** start RECORDED DATA **

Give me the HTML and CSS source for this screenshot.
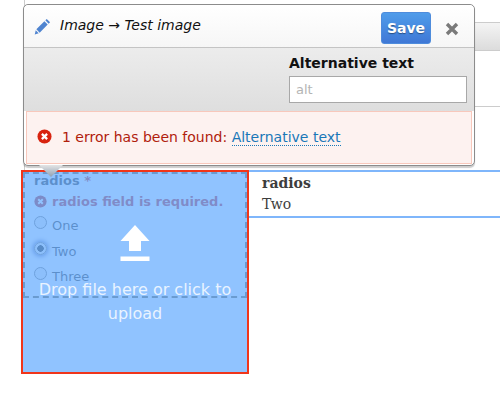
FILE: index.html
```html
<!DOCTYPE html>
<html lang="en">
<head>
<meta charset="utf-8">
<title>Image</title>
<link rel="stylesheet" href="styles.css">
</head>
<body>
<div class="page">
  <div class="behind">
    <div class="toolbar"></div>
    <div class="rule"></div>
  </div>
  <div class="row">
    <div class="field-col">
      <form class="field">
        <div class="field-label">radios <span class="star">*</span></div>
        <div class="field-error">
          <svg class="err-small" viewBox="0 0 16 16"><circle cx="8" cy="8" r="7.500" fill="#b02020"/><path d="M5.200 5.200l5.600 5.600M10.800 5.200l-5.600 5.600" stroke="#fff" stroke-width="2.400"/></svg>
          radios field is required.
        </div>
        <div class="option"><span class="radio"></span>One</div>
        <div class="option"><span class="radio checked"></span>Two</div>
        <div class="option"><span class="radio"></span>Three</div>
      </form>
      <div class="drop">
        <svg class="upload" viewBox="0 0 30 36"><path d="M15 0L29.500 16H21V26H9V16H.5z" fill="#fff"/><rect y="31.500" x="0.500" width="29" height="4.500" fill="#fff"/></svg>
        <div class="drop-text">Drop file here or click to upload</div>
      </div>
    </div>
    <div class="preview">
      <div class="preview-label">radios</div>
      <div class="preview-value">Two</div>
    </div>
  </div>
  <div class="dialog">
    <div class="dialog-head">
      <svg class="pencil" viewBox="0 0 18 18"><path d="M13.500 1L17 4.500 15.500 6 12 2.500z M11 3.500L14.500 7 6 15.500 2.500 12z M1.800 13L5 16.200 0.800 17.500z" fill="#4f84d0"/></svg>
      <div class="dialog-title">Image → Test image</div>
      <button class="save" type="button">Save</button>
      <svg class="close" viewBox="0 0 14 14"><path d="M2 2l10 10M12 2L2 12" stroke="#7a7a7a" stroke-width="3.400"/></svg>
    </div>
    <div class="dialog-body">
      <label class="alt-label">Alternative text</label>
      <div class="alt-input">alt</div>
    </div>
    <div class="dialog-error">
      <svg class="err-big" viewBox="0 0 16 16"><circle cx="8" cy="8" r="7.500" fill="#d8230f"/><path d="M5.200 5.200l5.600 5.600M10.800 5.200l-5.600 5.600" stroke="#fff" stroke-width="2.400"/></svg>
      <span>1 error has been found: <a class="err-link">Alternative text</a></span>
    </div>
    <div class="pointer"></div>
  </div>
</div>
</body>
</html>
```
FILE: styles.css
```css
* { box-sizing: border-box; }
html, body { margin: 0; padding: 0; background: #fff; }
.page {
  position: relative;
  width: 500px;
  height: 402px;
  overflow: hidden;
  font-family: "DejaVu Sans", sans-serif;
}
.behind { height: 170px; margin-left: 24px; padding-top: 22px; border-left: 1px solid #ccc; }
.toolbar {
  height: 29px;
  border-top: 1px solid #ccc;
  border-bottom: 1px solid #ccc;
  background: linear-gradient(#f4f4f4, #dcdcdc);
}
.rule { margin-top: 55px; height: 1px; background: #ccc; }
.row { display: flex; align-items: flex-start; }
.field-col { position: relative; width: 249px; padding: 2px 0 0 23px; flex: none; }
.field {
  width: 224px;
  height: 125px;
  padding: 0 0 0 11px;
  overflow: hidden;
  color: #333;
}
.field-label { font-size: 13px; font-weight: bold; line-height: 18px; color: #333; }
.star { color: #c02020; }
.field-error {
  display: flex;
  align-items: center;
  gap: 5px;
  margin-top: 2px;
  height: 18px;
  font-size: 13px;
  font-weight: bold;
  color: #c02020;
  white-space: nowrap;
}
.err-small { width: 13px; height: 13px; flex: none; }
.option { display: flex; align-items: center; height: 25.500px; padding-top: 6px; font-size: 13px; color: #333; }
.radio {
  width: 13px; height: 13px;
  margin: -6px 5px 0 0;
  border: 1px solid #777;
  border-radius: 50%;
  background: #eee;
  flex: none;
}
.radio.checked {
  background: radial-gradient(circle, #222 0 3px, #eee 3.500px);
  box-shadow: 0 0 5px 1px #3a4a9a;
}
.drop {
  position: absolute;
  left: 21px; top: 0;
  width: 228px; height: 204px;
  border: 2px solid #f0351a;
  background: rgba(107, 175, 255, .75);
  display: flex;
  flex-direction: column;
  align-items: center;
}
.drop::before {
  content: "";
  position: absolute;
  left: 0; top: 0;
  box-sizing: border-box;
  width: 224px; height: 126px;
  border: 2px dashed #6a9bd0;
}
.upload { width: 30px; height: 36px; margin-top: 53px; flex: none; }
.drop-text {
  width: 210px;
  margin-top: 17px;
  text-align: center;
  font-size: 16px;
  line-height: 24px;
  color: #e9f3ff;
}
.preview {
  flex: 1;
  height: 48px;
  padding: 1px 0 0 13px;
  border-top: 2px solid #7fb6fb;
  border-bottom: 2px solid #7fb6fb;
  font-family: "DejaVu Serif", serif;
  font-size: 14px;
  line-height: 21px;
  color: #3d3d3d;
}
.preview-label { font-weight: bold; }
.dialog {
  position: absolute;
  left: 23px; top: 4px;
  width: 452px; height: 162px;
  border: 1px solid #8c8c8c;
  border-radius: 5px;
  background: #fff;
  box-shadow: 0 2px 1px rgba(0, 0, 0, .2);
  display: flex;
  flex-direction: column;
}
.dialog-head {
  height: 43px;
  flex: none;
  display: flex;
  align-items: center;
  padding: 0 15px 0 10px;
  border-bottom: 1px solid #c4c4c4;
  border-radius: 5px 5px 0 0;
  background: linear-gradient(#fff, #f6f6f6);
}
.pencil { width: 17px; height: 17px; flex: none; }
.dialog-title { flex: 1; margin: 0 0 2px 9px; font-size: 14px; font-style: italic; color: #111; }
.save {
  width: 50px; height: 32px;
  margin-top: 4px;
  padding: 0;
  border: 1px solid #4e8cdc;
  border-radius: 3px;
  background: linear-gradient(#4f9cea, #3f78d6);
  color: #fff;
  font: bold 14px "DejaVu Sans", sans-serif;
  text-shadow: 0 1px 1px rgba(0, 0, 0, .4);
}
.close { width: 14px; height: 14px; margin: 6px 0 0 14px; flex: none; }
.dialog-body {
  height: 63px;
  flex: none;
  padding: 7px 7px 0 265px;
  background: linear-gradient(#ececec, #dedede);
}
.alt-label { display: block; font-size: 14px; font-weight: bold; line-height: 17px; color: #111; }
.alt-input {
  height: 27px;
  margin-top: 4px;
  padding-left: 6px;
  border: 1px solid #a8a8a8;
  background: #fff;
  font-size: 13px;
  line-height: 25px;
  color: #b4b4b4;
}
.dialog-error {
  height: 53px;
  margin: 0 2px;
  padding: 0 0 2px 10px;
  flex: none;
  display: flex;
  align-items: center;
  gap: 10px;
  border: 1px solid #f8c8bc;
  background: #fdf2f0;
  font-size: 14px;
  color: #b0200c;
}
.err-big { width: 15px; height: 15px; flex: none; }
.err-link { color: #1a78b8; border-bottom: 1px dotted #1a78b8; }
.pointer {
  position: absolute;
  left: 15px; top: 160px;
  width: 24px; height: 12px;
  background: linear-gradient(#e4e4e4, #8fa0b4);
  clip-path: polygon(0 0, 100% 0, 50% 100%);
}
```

** end RECORDED DATA **

• TASK DETAILS:
Give an exact reproduction of every line, leaving out any picture.

• THE RESPONSE:
Give me the HTML and CSS source for this screenshot.
FILE: index.html
```html
<!DOCTYPE html>
<html lang="en">
<head>
<meta charset="utf-8">
<title>Image</title>
<link rel="stylesheet" href="styles.css">
</head>
<body>
<div class="page">
  <div class="behind">
    <div class="toolbar"></div>
    <div class="rule"></div>
  </div>
  <div class="row">
    <div class="field-col">
      <form class="field">
        <div class="field-label">radios <span class="star">*</span></div>
        <div class="field-error">
          <svg class="err-small" viewBox="0 0 16 16"><circle cx="8" cy="8" r="7.500" fill="#b02020"/><path d="M5.200 5.200l5.600 5.600M10.800 5.200l-5.600 5.600" stroke="#fff" stroke-width="2.400"/></svg>
          radios field is required.
        </div>
        <div class="option"><span class="radio"></span>One</div>
        <div class="option"><span class="radio checked"></span>Two</div>
        <div class="option"><span class="radio"></span>Three</div>
      </form>
      <div class="drop">
        <svg class="upload" viewBox="0 0 30 36"><path d="M15 0L29.500 16H21V26H9V16H.5z" fill="#fff"/><rect y="31.500" x="0.500" width="29" height="4.500" fill="#fff"/></svg>
        <div class="drop-text">Drop file here or click to upload</div>
      </div>
    </div>
    <div class="preview">
      <div class="preview-label">radios</div>
      <div class="preview-value">Two</div>
    </div>
  </div>
  <div class="dialog">
    <div class="dialog-head">
      <svg class="pencil" viewBox="0 0 18 18"><path d="M13.500 1L17 4.500 15.500 6 12 2.500z M11 3.500L14.500 7 6 15.500 2.500 12z M1.800 13L5 16.200 0.800 17.500z" fill="#4f84d0"/></svg>
      <div class="dialog-title">Image → Test image</div>
      <button class="save" type="button">Save</button>
      <svg class="close" viewBox="0 0 14 14"><path d="M2 2l10 10M12 2L2 12" stroke="#7a7a7a" stroke-width="3.400"/></svg>
    </div>
    <div class="dialog-body">
      <label class="alt-label">Alternative text</label>
      <div class="alt-input">alt</div>
    </div>
    <div class="dialog-error">
      <svg class="err-big" viewBox="0 0 16 16"><circle cx="8" cy="8" r="7.500" fill="#d8230f"/><path d="M5.200 5.200l5.600 5.600M10.800 5.200l-5.600 5.600" stroke="#fff" stroke-width="2.400"/></svg>
      <span>1 error has been found: <a class="err-link">Alternative text</a></span>
    </div>
    <div class="pointer"></div>
  </div>
</div>
</body>
</html>
```
FILE: styles.css
```css
* { box-sizing: border-box; }
html, body { margin: 0; padding: 0; background: #fff; }
.page {
  position: relative;
  width: 500px;
  height: 402px;
  overflow: hidden;
  font-family: "DejaVu Sans", sans-serif;
}
.behind { height: 170px; margin-left: 24px; padding-top: 22px; border-left: 1px solid #ccc; }
.toolbar {
  height: 29px;
  border-top: 1px solid #ccc;
  border-bottom: 1px solid #ccc;
  background: linear-gradient(#f4f4f4, #dcdcdc);
}
.rule { margin-top: 55px; height: 1px; background: #ccc; }
.row { display: flex; align-items: flex-start; }
.field-col { position: relative; width: 249px; padding: 2px 0 0 23px; flex: none; }
.field {
  width: 224px;
  height: 125px;
  padding: 0 0 0 11px;
  overflow: hidden;
  color: #333;
}
.field-label { font-size: 13px; font-weight: bold; line-height: 18px; color: #333; }
.star { color: #c02020; }
.field-error {
  display: flex;
  align-items: center;
  gap: 5px;
  margin-top: 2px;
  height: 18px;
  font-size: 13px;
  font-weight: bold;
  color: #c02020;
  white-space: nowrap;
}
.err-small { width: 13px; height: 13px; flex: none; }
.option { display: flex; align-items: center; height: 25.500px; padding-top: 6px; font-size: 13px; color: #333; }
.radio {
  width: 13px; height: 13px;
  margin: -6px 5px 0 0;
  border: 1px solid #777;
  border-radius: 50%;
  background: #eee;
  flex: none;
}
.radio.checked {
  background: radial-gradient(circle, #222 0 3px, #eee 3.500px);
  box-shadow: 0 0 5px 1px #3a4a9a;
}
.drop {
  position: absolute;
  left: 21px; top: 0;
  width: 228px; height: 204px;
  border: 2px solid #f0351a;
  background: rgba(107, 175, 255, .75);
  display: flex;
  flex-direction: column;
  align-items: center;
}
.drop::before {
  content: "";
  position: absolute;
  left: 0; top: 0;
  box-sizing: border-box;
  width: 224px; height: 126px;
  border: 2px dashed #6a9bd0;
}
.upload { width: 30px; height: 36px; margin-top: 53px; flex: none; }
.drop-text {
  width: 210px;
  margin-top: 17px;
  text-align: center;
  font-size: 16px;
  line-height: 24px;
  color: #e9f3ff;
}
.preview {
  flex: 1;
  height: 48px;
  padding: 1px 0 0 13px;
  border-top: 2px solid #7fb6fb;
  border-bottom: 2px solid #7fb6fb;
  font-family: "DejaVu Serif", serif;
  font-size: 14px;
  line-height: 21px;
  color: #3d3d3d;
}
.preview-label { font-weight: bold; }
.dialog {
  position: absolute;
  left: 23px; top: 4px;
  width: 452px; height: 162px;
  border: 1px solid #8c8c8c;
  border-radius: 5px;
  background: #fff;
  box-shadow: 0 2px 1px rgba(0, 0, 0, .2);
  display: flex;
  flex-direction: column;
}
.dialog-head {
  height: 43px;
  flex: none;
  display: flex;
  align-items: center;
  padding: 0 15px 0 10px;
  border-bottom: 1px solid #c4c4c4;
  border-radius: 5px 5px 0 0;
  background: linear-gradient(#fff, #f6f6f6);
}
.pencil { width: 17px; height: 17px; flex: none; }
.dialog-title { flex: 1; margin: 0 0 2px 9px; font-size: 14px; font-style: italic; color: #111; }
.save {
  width: 50px; height: 32px;
  margin-top: 4px;
  padding: 0;
  border: 1px solid #4e8cdc;
  border-radius: 3px;
  background: linear-gradient(#4f9cea, #3f78d6);
  color: #fff;
  font: bold 14px "DejaVu Sans", sans-serif;
  text-shadow: 0 1px 1px rgba(0, 0, 0, .4);
}
.close { width: 14px; height: 14px; margin: 6px 0 0 14px; flex: none; }
.dialog-body {
  height: 63px;
  flex: none;
  padding: 7px 7px 0 265px;
  background: linear-gradient(#ececec, #dedede);
}
.alt-label { display: block; font-size: 14px; font-weight: bold; line-height: 17px; color: #111; }
.alt-input {
  height: 27px;
  margin-top: 4px;
  padding-left: 6px;
  border: 1px solid #a8a8a8;
  background: #fff;
  font-size: 13px;
  line-height: 25px;
  color: #b4b4b4;
}
.dialog-error {
  height: 53px;
  margin: 0 2px;
  padding: 0 0 2px 10px;
  flex: none;
  display: flex;
  align-items: center;
  gap: 10px;
  border: 1px solid #f8c8bc;
  background: #fdf2f0;
  font-size: 14px;
  color: #b0200c;
}
.err-big { width: 15px; height: 15px; flex: none; }
.err-link { color: #1a78b8; border-bottom: 1px dotted #1a78b8; }
.pointer {
  position: absolute;
  left: 15px; top: 160px;
  width: 24px; height: 12px;
  background: linear-gradient(#e4e4e4, #8fa0b4);
  clip-path: polygon(0 0, 100% 0, 50% 100%);
}
```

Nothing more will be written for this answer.